Data provided:
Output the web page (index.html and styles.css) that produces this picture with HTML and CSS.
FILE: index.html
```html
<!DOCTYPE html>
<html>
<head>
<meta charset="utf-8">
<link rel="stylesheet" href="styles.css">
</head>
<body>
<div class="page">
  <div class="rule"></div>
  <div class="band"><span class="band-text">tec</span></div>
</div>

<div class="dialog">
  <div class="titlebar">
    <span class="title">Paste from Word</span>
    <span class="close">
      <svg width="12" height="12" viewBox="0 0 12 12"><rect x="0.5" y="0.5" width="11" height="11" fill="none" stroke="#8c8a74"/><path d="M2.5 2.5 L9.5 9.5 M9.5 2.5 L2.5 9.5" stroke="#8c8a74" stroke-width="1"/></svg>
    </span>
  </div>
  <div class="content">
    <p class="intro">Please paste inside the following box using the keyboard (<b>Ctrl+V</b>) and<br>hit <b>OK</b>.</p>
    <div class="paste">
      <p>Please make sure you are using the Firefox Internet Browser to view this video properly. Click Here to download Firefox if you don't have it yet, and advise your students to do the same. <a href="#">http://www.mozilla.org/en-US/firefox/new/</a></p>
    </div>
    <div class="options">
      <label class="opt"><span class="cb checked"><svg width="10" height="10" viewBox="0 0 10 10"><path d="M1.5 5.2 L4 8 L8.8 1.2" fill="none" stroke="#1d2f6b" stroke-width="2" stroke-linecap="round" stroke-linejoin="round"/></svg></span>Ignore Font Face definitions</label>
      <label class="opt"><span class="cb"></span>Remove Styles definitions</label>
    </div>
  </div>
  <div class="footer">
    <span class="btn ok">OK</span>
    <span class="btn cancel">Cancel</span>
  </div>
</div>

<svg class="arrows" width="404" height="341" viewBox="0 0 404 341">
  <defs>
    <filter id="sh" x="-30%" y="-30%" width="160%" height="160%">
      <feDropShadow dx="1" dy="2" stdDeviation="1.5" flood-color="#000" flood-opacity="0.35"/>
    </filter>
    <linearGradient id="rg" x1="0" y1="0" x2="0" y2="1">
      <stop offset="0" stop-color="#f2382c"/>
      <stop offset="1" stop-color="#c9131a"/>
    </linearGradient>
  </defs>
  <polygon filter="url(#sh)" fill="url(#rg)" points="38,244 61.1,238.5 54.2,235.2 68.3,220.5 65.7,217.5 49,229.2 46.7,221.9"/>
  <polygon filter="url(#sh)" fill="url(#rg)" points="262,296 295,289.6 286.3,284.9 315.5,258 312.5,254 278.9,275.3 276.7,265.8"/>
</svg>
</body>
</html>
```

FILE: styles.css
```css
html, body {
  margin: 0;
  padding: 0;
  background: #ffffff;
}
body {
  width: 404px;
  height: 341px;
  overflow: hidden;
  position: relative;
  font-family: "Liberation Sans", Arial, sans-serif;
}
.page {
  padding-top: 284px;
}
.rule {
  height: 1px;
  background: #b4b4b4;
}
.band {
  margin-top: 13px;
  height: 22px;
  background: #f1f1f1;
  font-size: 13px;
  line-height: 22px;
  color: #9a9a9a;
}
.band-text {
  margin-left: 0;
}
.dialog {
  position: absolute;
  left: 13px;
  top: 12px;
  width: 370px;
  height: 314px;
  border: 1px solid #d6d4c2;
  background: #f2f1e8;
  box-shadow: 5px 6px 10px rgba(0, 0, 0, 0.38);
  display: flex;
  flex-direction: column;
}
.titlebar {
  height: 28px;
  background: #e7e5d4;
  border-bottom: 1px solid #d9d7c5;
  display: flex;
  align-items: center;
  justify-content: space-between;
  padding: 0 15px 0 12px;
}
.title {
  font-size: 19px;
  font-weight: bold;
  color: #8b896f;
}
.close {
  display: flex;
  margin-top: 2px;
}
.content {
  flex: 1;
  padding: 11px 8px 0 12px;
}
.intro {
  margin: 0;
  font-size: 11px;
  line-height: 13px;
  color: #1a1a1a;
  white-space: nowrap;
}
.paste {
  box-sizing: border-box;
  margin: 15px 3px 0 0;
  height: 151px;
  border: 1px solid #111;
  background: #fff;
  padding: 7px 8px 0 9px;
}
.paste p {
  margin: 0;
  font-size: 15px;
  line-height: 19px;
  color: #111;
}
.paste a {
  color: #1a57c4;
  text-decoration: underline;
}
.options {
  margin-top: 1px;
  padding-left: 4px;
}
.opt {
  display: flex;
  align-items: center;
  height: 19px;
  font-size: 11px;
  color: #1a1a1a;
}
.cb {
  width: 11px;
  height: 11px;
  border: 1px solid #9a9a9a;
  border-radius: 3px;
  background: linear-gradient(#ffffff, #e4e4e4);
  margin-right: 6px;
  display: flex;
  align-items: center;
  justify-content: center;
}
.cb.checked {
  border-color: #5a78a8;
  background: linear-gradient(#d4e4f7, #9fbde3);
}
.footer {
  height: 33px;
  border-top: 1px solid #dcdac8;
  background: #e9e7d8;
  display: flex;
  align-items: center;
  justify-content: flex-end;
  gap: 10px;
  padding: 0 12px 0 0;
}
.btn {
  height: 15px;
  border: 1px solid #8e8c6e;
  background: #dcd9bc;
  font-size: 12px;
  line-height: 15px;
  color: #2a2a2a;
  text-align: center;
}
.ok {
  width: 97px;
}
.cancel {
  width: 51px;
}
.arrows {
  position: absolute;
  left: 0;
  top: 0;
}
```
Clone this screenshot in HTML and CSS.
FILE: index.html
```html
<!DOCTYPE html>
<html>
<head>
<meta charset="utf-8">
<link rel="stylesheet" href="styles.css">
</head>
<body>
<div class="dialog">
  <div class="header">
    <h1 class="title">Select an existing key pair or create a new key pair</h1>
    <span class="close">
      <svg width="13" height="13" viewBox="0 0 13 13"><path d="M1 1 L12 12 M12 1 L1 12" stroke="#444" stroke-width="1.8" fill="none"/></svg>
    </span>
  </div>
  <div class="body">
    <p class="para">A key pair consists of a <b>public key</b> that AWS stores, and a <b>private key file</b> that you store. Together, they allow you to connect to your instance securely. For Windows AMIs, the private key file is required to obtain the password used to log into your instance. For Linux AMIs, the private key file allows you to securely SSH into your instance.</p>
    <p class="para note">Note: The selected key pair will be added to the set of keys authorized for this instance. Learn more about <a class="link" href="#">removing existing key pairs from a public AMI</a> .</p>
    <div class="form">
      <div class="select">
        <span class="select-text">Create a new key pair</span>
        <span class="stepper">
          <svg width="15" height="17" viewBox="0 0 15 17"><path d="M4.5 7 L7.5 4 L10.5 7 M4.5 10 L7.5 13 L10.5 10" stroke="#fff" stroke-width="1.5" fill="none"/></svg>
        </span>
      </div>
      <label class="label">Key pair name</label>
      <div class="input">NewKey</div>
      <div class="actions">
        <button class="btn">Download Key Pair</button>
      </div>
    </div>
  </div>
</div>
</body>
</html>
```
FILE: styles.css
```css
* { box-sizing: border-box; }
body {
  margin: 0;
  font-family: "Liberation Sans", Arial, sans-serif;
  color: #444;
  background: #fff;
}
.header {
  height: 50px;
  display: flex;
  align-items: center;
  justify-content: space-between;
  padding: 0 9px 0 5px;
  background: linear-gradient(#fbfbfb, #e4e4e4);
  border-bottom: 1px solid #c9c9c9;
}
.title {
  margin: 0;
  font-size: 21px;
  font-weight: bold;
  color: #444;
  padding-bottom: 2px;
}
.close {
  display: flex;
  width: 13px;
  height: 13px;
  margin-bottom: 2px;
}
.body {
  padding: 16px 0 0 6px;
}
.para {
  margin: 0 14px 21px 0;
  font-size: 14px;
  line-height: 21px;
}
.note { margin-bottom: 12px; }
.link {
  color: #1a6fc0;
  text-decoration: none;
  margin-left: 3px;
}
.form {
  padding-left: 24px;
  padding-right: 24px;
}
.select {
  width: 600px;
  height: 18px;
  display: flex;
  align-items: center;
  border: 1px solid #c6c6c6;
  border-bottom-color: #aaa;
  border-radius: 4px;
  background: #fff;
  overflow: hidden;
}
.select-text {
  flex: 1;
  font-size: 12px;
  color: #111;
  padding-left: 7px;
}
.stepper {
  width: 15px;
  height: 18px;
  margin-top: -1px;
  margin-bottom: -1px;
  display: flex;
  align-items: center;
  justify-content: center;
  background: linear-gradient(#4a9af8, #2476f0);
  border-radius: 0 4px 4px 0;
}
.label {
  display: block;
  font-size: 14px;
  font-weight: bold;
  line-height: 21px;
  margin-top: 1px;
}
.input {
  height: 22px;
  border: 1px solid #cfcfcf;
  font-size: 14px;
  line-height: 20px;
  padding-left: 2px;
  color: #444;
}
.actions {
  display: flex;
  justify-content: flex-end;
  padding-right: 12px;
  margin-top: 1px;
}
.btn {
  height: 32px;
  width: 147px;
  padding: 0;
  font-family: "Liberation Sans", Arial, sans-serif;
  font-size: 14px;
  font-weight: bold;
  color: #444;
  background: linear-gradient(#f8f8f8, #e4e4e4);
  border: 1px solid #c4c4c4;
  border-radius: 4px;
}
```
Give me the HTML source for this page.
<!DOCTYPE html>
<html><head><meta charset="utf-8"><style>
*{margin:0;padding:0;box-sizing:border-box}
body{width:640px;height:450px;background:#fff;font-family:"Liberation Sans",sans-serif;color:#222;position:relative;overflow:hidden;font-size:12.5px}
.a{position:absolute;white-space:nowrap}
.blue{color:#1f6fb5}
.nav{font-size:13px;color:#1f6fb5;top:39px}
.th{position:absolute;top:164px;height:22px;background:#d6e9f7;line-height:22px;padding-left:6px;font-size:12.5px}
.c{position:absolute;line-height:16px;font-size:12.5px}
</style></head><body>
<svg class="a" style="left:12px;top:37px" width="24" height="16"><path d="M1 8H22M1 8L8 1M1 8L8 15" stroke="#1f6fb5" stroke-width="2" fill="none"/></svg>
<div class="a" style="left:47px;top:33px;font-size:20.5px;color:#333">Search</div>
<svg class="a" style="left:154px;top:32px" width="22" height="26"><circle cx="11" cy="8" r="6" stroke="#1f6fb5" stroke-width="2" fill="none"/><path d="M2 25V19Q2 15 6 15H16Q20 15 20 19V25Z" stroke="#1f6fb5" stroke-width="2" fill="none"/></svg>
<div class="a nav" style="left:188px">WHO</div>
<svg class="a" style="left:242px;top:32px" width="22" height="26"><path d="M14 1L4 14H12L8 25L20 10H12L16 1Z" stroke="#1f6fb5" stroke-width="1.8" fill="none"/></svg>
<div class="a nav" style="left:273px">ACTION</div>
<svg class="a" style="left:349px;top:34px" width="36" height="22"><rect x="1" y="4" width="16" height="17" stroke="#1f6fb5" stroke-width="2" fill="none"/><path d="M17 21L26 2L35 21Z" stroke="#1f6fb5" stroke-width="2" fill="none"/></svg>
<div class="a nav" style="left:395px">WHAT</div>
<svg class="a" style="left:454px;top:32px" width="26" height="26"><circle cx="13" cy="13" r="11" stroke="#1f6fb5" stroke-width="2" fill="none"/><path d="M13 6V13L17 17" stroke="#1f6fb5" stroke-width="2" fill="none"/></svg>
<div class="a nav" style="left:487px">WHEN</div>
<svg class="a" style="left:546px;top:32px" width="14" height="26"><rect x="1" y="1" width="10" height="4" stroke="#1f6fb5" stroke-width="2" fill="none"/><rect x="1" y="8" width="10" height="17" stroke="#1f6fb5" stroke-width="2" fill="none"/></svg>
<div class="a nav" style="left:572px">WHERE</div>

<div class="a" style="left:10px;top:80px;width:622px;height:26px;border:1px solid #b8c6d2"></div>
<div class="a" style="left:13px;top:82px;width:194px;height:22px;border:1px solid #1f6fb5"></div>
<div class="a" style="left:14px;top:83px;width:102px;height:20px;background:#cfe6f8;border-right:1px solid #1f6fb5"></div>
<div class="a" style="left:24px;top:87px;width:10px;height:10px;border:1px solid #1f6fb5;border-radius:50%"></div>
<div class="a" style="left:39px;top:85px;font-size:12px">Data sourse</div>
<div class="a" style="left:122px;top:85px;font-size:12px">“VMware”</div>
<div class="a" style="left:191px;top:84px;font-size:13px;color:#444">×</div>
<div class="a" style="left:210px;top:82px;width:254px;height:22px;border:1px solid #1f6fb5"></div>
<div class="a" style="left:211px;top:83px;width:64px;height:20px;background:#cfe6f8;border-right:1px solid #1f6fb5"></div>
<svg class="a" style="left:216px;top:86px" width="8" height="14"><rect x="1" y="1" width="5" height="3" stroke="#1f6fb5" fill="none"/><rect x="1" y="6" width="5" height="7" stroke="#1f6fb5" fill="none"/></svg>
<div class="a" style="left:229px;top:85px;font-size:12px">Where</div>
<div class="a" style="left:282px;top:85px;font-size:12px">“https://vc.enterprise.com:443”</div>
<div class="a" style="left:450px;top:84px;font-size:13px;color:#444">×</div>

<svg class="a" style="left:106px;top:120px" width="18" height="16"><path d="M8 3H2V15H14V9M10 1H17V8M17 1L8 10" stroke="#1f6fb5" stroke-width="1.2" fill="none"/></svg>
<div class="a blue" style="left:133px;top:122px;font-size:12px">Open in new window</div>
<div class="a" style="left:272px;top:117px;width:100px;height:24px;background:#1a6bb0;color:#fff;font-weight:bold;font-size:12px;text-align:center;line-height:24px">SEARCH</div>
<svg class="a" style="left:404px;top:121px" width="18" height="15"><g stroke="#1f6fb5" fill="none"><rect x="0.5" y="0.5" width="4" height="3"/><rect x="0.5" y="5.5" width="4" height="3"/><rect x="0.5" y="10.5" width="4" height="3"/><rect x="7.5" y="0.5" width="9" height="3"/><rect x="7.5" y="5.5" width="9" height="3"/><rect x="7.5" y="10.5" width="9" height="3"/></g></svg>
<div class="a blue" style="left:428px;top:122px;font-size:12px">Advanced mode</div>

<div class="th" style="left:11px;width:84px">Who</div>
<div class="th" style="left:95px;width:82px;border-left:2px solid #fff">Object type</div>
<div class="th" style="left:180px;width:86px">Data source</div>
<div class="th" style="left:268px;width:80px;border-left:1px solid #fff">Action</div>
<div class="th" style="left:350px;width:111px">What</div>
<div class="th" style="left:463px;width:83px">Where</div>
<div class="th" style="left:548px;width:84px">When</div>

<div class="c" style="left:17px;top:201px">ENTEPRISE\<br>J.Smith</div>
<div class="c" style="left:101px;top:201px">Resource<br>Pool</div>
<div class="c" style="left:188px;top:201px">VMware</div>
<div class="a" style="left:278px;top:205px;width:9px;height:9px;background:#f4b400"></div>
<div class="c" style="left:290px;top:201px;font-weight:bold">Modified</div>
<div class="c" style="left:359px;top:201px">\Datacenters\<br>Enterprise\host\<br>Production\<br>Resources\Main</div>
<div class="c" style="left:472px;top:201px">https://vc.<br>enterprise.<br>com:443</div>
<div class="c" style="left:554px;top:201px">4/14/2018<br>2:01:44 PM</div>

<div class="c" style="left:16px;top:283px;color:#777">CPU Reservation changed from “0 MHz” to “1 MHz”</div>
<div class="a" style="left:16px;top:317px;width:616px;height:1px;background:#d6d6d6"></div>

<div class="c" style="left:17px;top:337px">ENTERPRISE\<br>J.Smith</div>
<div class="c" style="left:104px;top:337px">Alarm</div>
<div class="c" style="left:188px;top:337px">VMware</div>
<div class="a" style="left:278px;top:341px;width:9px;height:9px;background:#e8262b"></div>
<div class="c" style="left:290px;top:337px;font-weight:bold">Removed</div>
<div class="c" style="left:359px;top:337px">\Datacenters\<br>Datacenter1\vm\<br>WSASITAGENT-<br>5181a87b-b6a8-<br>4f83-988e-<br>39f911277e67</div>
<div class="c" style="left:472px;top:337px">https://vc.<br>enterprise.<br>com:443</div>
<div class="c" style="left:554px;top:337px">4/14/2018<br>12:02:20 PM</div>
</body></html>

Task statement: Reproduce each line from the records that contains the word "page".

Result of the exercise:
Output the web page (index.html and styles.css) that produces this picture with HTML and CSS.
<div class="page">
.page {
Give me the HTML source for this page.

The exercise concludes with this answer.